## GOAL
Keep only the lines where "React" appears.

-- begin --

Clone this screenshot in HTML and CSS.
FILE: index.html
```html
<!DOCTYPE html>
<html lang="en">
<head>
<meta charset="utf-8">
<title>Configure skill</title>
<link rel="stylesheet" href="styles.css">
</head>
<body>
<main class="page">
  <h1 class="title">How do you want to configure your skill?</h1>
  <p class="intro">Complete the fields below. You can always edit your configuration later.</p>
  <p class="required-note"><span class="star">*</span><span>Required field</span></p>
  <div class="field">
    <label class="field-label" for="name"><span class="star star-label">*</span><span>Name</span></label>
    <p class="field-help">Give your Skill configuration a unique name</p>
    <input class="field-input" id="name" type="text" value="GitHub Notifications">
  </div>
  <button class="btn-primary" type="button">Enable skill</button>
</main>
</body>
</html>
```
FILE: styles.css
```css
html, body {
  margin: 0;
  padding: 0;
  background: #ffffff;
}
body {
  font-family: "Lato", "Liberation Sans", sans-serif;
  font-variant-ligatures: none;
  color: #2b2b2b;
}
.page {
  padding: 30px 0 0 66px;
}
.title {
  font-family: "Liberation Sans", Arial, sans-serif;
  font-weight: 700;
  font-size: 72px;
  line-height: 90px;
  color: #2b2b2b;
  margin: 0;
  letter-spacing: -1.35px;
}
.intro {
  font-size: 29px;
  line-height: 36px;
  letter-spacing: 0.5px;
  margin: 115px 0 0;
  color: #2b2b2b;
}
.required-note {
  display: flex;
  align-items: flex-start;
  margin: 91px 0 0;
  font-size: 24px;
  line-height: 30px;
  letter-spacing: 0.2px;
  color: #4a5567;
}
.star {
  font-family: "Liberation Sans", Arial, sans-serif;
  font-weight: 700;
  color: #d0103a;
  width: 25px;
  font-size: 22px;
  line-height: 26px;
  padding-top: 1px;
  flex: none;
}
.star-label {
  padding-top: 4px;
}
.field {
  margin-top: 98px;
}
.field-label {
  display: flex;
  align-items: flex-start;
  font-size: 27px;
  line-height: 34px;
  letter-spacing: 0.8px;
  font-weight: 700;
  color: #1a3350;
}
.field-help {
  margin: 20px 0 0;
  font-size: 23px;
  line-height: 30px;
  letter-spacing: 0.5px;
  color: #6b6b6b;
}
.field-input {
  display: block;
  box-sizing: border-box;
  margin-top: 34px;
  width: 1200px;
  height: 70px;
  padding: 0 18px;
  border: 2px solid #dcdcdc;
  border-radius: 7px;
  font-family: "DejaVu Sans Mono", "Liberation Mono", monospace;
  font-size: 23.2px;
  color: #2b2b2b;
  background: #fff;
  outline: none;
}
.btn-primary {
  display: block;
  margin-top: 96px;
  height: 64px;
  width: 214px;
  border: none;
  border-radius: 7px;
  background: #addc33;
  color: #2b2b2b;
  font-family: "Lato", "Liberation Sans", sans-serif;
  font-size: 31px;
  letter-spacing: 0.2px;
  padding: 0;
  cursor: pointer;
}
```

-- end --
-- begin --

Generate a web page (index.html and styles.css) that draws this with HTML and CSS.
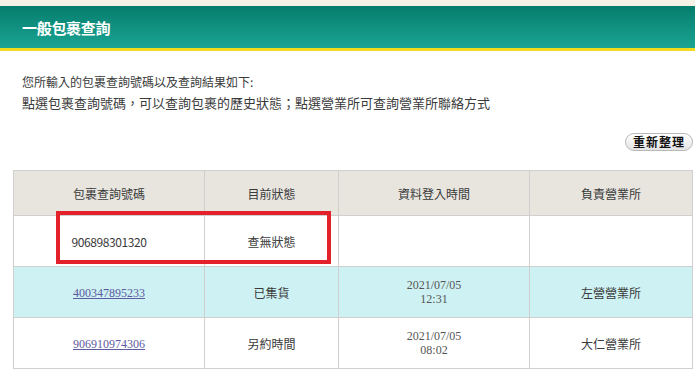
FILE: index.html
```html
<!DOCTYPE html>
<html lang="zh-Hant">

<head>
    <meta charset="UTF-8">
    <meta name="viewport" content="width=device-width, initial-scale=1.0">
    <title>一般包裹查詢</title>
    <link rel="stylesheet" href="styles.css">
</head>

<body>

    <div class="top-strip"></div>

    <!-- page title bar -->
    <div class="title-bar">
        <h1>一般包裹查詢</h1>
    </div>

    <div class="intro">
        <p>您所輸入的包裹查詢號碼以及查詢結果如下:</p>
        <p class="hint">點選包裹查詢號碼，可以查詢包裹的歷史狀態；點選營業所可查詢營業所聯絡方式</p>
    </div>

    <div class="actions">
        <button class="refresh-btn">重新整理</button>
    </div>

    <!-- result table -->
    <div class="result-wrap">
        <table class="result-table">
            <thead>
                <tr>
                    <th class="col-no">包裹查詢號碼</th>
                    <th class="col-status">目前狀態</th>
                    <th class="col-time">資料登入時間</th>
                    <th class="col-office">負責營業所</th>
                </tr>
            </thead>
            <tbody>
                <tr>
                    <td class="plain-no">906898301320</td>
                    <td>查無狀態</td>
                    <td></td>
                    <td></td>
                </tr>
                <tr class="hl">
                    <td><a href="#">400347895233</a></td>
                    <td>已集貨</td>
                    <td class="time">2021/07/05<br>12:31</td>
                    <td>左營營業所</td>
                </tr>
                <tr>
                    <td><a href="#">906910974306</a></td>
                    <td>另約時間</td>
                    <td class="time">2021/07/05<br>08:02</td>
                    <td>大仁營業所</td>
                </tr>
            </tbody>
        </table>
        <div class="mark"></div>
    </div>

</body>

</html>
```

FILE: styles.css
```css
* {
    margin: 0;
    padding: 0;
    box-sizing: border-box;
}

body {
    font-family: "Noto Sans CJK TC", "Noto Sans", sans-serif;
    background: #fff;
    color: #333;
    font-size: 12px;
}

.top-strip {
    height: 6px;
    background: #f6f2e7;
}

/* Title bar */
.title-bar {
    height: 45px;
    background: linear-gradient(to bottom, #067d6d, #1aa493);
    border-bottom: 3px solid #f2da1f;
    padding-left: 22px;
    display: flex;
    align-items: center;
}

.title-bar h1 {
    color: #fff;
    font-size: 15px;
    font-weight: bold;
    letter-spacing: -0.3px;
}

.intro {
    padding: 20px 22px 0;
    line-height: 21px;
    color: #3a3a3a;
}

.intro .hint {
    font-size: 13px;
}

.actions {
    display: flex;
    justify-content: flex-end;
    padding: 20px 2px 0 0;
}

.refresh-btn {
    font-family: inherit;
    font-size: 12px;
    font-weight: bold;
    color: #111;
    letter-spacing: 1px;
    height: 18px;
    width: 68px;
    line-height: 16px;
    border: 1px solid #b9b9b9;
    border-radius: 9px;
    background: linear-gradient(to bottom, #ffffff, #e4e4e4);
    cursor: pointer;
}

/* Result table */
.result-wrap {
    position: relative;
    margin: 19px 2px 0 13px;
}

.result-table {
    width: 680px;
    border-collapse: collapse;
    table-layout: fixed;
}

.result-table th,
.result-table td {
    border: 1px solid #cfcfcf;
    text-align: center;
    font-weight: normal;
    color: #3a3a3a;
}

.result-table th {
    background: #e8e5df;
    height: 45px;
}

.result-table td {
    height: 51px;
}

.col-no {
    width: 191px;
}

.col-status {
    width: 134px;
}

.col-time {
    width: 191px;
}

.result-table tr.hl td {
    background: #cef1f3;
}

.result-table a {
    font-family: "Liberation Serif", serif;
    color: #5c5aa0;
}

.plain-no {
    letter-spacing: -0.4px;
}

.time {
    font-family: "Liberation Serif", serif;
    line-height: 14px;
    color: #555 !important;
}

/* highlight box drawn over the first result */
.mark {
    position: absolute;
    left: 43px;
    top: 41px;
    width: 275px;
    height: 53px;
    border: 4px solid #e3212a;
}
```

-- end --
-- begin --

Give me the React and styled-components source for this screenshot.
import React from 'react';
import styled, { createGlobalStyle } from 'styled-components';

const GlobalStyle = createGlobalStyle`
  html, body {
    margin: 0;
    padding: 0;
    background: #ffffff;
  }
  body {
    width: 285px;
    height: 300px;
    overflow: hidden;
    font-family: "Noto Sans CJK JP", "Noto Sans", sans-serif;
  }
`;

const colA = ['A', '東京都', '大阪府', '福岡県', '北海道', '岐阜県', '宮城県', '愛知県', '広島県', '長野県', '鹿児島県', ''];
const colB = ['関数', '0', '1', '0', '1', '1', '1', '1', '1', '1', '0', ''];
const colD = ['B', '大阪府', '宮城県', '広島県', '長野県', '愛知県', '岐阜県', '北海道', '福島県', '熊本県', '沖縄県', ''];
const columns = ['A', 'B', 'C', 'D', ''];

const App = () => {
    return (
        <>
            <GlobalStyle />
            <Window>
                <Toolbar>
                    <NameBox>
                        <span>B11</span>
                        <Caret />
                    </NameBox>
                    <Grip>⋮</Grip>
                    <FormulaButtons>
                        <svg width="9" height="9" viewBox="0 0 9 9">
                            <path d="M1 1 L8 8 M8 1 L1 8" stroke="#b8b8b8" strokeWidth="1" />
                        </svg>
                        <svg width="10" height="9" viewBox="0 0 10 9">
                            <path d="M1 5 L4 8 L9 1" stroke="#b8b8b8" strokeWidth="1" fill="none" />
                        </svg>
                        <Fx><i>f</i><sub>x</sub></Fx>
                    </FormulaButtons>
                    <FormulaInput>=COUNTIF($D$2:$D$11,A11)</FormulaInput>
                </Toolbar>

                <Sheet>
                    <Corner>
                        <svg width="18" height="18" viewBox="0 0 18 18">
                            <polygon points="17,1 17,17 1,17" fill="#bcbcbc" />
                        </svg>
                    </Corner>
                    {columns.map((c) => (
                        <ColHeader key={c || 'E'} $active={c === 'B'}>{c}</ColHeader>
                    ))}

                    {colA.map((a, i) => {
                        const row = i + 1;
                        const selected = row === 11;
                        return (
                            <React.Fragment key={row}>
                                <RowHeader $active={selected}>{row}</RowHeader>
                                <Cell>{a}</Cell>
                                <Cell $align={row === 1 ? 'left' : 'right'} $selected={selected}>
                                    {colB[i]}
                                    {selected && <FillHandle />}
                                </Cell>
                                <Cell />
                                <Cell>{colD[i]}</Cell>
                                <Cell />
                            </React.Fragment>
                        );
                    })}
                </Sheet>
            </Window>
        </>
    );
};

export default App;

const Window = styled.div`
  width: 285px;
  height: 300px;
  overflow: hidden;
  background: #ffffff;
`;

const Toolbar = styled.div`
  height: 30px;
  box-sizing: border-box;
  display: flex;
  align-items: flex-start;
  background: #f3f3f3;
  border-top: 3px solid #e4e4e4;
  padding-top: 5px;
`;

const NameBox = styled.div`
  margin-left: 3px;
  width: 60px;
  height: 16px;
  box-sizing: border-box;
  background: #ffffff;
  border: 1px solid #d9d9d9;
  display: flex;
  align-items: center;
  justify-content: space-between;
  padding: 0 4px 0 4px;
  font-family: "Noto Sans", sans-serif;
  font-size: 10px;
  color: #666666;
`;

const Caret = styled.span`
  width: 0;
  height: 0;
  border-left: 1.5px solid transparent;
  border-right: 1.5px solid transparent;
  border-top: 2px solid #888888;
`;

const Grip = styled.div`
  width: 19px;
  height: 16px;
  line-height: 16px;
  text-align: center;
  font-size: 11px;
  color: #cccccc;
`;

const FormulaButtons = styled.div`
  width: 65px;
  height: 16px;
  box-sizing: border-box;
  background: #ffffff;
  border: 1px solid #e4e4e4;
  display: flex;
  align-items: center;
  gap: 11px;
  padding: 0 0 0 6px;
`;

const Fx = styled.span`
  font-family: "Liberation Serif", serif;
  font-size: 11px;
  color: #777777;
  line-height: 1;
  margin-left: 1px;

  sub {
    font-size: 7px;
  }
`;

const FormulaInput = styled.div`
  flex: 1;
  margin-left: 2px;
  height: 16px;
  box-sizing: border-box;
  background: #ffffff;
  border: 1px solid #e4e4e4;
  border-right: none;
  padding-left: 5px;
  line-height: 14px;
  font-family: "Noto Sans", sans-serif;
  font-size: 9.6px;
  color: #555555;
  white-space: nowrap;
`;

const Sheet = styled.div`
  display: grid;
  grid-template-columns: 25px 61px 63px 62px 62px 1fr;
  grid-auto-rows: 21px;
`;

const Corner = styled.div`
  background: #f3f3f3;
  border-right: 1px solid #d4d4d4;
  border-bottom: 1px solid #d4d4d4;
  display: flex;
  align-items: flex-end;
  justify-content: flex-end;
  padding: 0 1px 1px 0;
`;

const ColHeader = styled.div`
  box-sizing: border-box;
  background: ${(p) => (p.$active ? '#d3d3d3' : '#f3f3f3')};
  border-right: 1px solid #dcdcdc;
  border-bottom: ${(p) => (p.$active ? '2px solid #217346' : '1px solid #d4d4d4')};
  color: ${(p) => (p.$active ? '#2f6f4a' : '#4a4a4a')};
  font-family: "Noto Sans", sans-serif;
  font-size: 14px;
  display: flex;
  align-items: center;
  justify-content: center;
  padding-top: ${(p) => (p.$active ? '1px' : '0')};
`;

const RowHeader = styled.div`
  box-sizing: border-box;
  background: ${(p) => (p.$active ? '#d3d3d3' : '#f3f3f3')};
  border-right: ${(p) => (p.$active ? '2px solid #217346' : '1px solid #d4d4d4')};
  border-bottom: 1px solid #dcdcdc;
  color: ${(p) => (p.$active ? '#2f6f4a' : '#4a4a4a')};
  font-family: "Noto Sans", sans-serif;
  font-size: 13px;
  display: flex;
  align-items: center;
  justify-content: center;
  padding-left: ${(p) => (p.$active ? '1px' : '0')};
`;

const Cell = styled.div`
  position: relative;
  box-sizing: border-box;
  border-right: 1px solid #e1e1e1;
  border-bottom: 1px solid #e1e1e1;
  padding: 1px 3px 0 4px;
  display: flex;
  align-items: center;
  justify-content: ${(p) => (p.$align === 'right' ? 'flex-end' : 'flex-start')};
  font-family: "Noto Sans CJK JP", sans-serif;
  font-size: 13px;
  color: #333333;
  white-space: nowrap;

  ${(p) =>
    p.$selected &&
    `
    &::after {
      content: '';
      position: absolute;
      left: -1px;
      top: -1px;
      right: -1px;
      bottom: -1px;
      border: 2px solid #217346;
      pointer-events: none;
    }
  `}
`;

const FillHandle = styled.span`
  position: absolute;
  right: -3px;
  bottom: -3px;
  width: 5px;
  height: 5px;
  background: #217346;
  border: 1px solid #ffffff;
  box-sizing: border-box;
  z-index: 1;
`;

-- end --

## SOLUTION TO THE PROBLEM
Give me the React and styled-components source for this screenshot.
import React from 'react';
                            <React.Fragment key={row}>
                            </React.Fragment>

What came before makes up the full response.